Energy News Beat
Taiwan has blacklisted 52 Chinese-owned ships that operate under flags of convenience.
The crackdown follows the severing of a subsea communications cable near Taiwan at the beginning of January. Taiwan’s National Coast Guard Administration identified a Cameroon-registered cargo ship, Shunxin 39 (pictured), as the suspect in the incident.
Taipei will now target vessels flagged under countries like Cameroon, Tanzania, Mongolia, Togo, and Sierra Leone, where it deems ship registration processes often lack stringent safety and regulatory standards.
Of the 52 vessels identified, 15 were deemed threats due to their extended presence in Taiwanese waters over the past year. Among these, one vessel was flagged as a “high threat,” with several others categorised as posing medium or lower levels of risk.
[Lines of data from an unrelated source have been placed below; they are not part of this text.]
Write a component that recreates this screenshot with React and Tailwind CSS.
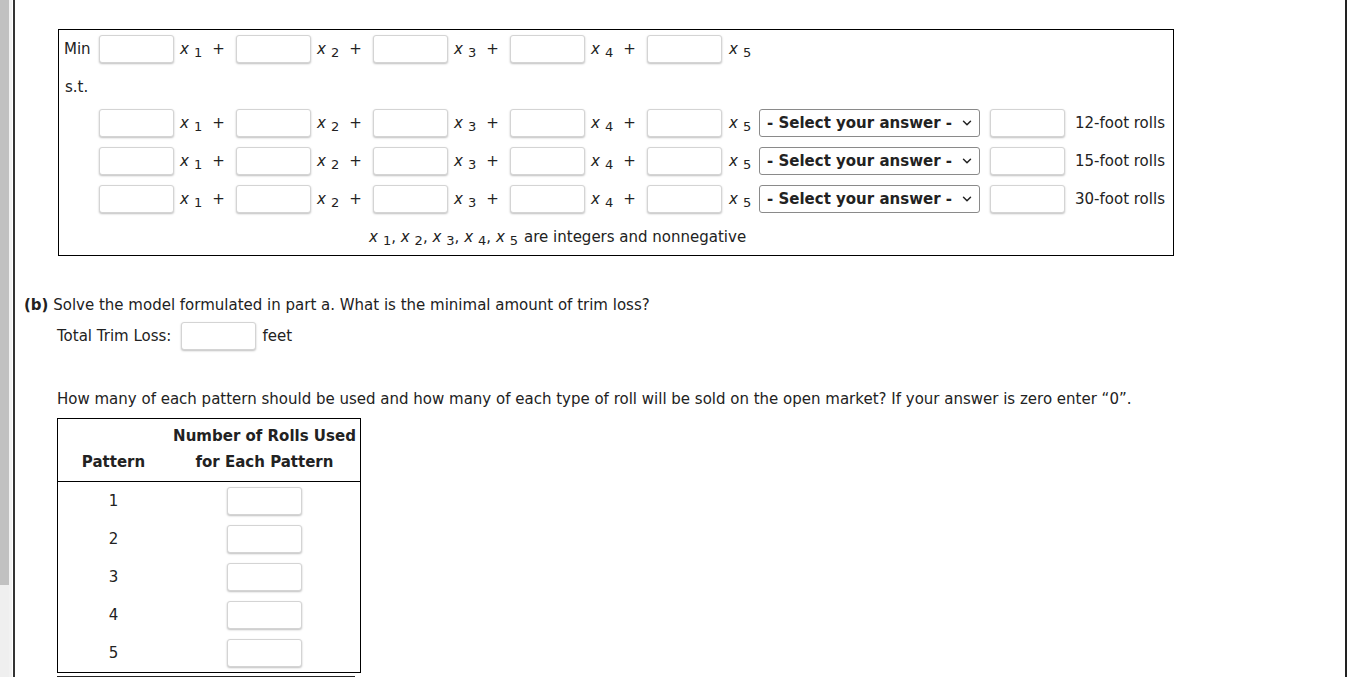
import React from "react";
import { ChevronDown } from "lucide-react";

const inputCls =
  "w-[75px] h-[28px] bg-white border border-[#d4d4d4] rounded-[3px] shadow-[0_1px_2px_rgba(0,0,0,0.25)] outline-none";

function Box({ className = "" }) {
  return <input type="text" className={`${inputCls} ${className}`} />;
}

function Var({ n }) {
  return (
    <span className="whitespace-nowrap">
      <span className="italic">x</span>
      <span className="text-[13px] ml-[5px] relative top-[3px]">{n}</span>
    </span>
  );
}

function Terms() {
  return (
    <>
      {[1, 2, 3, 4].map((n) => (
        <React.Fragment key={n}>
          <Box />
          <span className="ml-[6px] w-[56px] flex items-center">
            <Var n={n} />
            <span className="ml-[10px]">+</span>
          </span>
        </React.Fragment>
      ))}
      <Box />
      <span className="ml-[7px] w-[30px]">
        <Var n={5} />
      </span>
    </>
  );
}

function Picker() {
  return (
    <div className="relative w-[221px] h-[28px]">
      <select className="appearance-none w-full h-full border border-[#8a8a8a] rounded-[3px] bg-white pl-[7px] font-bold text-[15px] text-[#222] outline-none">
        <option>- Select your answer -</option>
      </select>
      <ChevronDown
        size={14}
        strokeWidth={2.5}
        className="absolute right-[6px] top-[7px] text-[#222] pointer-events-none"
      />
    </div>
  );
}

export default function App() {
  const rolls = ["12-foot rolls", "15-foot rolls", "30-foot rolls"];

  return (
    <div
      className="h-[677px] w-[1353px] overflow-hidden bg-white flex text-[15px] leading-[20px] text-[#222]"
      style={{ fontFamily: "'DejaVu Sans', Verdana, sans-serif" }}
    >
      {/* left scrollbar strip */}
      <div className="w-[9px] flex flex-col">
        <div className="h-[585px] bg-[#c1c1c1]" />
        <div className="flex-1 bg-[#efefef]" />
      </div>
      <div className="w-[3px] bg-[#f2f2f2]" />
      <div className="w-[1px] bg-white" />
      <div className="w-[2px] bg-[#333]" />

      {/* main content */}
      <div className="flex-1 pl-[9px]">
        {/* model box */}
        <div className="ml-[34px] mt-[29px] w-[1116px] border border-black pb-[8px]">
          <div className="flex items-center pt-[5px] pl-[5px]">
            <span className="w-[35px]">Min</span>
            <Terms />
          </div>
          <div className="pl-[6px] mt-[14px] h-[20px]">s.t.</div>
          <div className="flex flex-col gap-[10px] mt-[12px]">
            {rolls.map((r) => (
              <div key={r} className="flex items-center pl-[40px]">
                <Terms />
                <Picker />
                <Box className="ml-[10px]" />
                <span className="ml-[10px]">{r}</span>
              </div>
            ))}
          </div>
          <div className="pl-[310px] mt-[14px] h-[20px] flex items-center">
            <Var n={1} />,&nbsp;
            <Var n={2} />,&nbsp;
            <Var n={3} />,&nbsp;
            <Var n={4} />,&nbsp;
            <Var n={5} />
            <span className="ml-[6px]">are integers and nonnegative</span>
          </div>
        </div>

        {/* part b */}
        <p className="mt-[39px]">
          <b>(b)</b> Solve the model formulated in part a. What is the minimal amount of trim loss?
        </p>
        <div className="ml-[33px] mt-[7px] flex items-center">
          <span>Total Trim Loss:</span>
          <Box className="ml-[10px]" />
          <span className="ml-[6px]">feet</span>
        </div>

        <p className="ml-[33px] mt-[39px]">
          How many of each pattern should be used and how many of each type of roll will be sold on
          the open market? If your answer is zero enter “0”.
        </p>

        {/* pattern table */}
        <div className="ml-[33px] mt-[9px] w-[304px] border border-black">
          <div className="flex items-end h-[63px] border-b border-black font-bold pb-[6px]">
            <div className="w-[111px] text-center leading-[26px]">Pattern</div>
            <div className="flex-1 text-center leading-[26px]">
              Number of Rolls Used
              <br />
              for Each Pattern
            </div>
          </div>
          <div>
            {[1, 2, 3, 4, 5].map((n) => (
              <div key={n} className="flex items-center h-[38px]">
                <div className="w-[111px] text-center">{n}</div>
                <div className="flex-1 flex justify-center">
                  <Box />
                </div>
              </div>
            ))}
          </div>
        </div>
        <div className="ml-[33px] mt-[3px] w-[298px] h-[2px] bg-[#222]" />
      </div>

      {/* right edge */}
      <div className="w-[2px] bg-[#222]" />
      <div className="w-[6px] bg-white" />
    </div>
  );
}
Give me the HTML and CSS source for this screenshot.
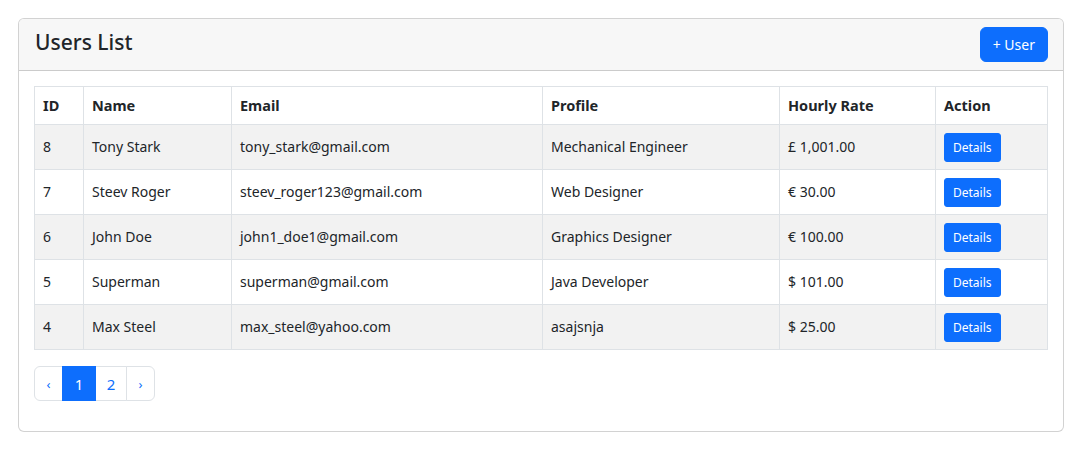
FILE: index.html
```html
<!DOCTYPE html>
<html lang="en">
<head>
<meta charset="utf-8">
<title>Users List</title>
<link rel="stylesheet" href="styles.css">
</head>
<body>
<div class="page">
  <div class="card">
    <div class="card-header">
      <h4 class="title">Users List</h4>
      <button class="btn btn-primary">+ User</button>
    </div>
    <div class="card-body">
      <table class="table">
        <colgroup>
          <col style="width:49px">
          <col style="width:148px">
          <col style="width:311px">
          <col style="width:237px">
          <col style="width:156px">
          <col style="width:112px">
        </colgroup>
        <thead>
          <tr><th>ID</th><th>Name</th><th>Email</th><th>Profile</th><th>Hourly Rate</th><th>Action</th></tr>
        </thead>
        <tbody>
          <tr><td>8</td><td>Tony Stark</td><td>tony_stark@gmail.com</td><td>Mechanical Engineer</td><td>£ 1,001.00</td><td class="act"><button class="btn btn-sm">Details</button></td></tr>
          <tr><td>7</td><td>Steev Roger</td><td>steev_roger123@gmail.com</td><td>Web Designer</td><td>€ 30.00</td><td class="act"><button class="btn btn-sm">Details</button></td></tr>
          <tr><td>6</td><td>John Doe</td><td>john1_doe1@gmail.com</td><td>Graphics Designer</td><td>€ 100.00</td><td class="act"><button class="btn btn-sm">Details</button></td></tr>
          <tr><td>5</td><td>Superman</td><td>superman@gmail.com</td><td>Java Developer</td><td>$ 101.00</td><td class="act"><button class="btn btn-sm">Details</button></td></tr>
          <tr><td>4</td><td>Max Steel</td><td>max_steel@yahoo.com</td><td>asajsnja</td><td>$ 25.00</td><td class="act"><button class="btn btn-sm">Details</button></td></tr>
        </tbody>
      </table>
      <ul class="pagination">
        <li class="page-item prev"><a href="#">‹</a></li>
        <li class="page-item active"><a href="#">1</a></li>
        <li class="page-item num"><a href="#">2</a></li>
        <li class="page-item next"><a href="#">›</a></li>
      </ul>
    </div>
  </div>
</div>
</body>
</html>
```
FILE: styles.css
```css
* { box-sizing: border-box; }
body {
  margin: 0;
  font-family: "Noto Sans", "Open Sans", sans-serif;
  font-size: 14px;
  color: #212529;
  background: #fff;
}
.page { padding: 18px 18px 0 18px; }
.card {
  width: 1046px;
  border: 1px solid rgba(0,0,0,0.175);
  border-radius: 6px;
  background: #fff;
}
.card-header {
  display: flex;
  align-items: center;
  justify-content: space-between;
  height: 52px;
  padding: 0 15px 0 16px;
  background: #f7f7f7;
  border-bottom: 1px solid rgba(0,0,0,0.175);
  border-radius: 5px 5px 0 0;
}
.title {
  margin: 0 0 6px 0;
  font-size: 21px;
  font-weight: 500;
}
.btn {
  font-family: inherit;
  border: 1px solid #0d6efd;
  background: #0d6efd;
  color: #fff;
  cursor: pointer;
}
.btn-primary {
  height: 35px;
  padding: 0 12px;
  font-size: 14px;
  border-radius: 6px;
}
.btn-sm {
  height: 29px;
  padding: 0 8px;
  font-size: 12px;
  border-radius: 3px;
}
.card-body { padding: 15px 15px 15px 15px; }
.table {
  width: 1013px;
  border-collapse: collapse;
  table-layout: fixed;
}
.table th, .table td {
  border: 1px solid #dee2e6;
  padding: 0 8px 2px 8px;
  text-align: left;
  vertical-align: middle;
}
.table th { height: 38px; font-weight: 700; font-size: 14.5px; }
.table td { height: 45px; }
.table td.act { padding-bottom: 0; }
.table tbody tr:nth-child(odd) td { background: #f2f2f2; }
.pagination {
  display: flex;
  list-style: none;
  margin: 16px 0 15px 0;
  padding: 0;
}
.page-item a {
  display: flex;
  align-items: center;
  justify-content: center;
  height: 35px;
  text-decoration: none;
  color: #0d6efd;
  border: 1px solid #dee2e6;
  font-size: 15px;
  background: #fff;
}
.page-item + .page-item a { margin-left: -1px; }
.prev a { width: 29px; border-radius: 6px 0 0 6px; font-size: 13px; }
.active a { width: 34px; background: #0d6efd; border-color: #0d6efd; color: #fff; position: relative; z-index: 1; }
.num a { width: 32px; }
.next a { width: 29px; border-radius: 0 6px 6px 0; font-size: 13px; }
```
Earlier this month, the Shunxin 39 was ordered to return to waters near the Port of Keelung to be investigated. Due to rough weather, coast guard officers were not able to board the ship for investigation and could not detain it. The ship continued on its way to South Korea.
It was later revealed that the vessel belongs to Hong Kong-based Jie Yang Trading headed by a Chinese citizen.
Taiwan’s National Security Bureau said earlier this month ships which have previously been found to misreport information will be put on a list of ships for priority inspection at ports.
Moreover, if these ships enter within 24 nautical miles of Taiwan’s coast and are close to where undersea cables are, the coast guard will be dispatched to board them and investigate.
Other ships hanging around the Taiwanese coastline have sparked concern. For instance, the Belize-flagged Russian general cargo vessel, Vasily Shukshin, left Russia’s Vostochnyy port on December 8 and loitered off Taiwan’s coast on December 19, according to Ray Powell, director of Stanford University-affiliated maritime analyst group SeaLight.
Powell said the vessel was “aimlessly criss-crossing” the area near Taiwan’s Fangshan undersea cable landing station for three and a half weeks “for no apparent reason,” but that it had since started to return to Russia earlier this week.
According to data provider Windward, the frequency of underwater infrastructure sabotage has increased from just two incidents in 2000 to 75 incidents in 2024 with the seas around Taiwan as well as the Baltic becoming hotspots for ships deliberately dragging anchors to take out critical subsea infrastructure.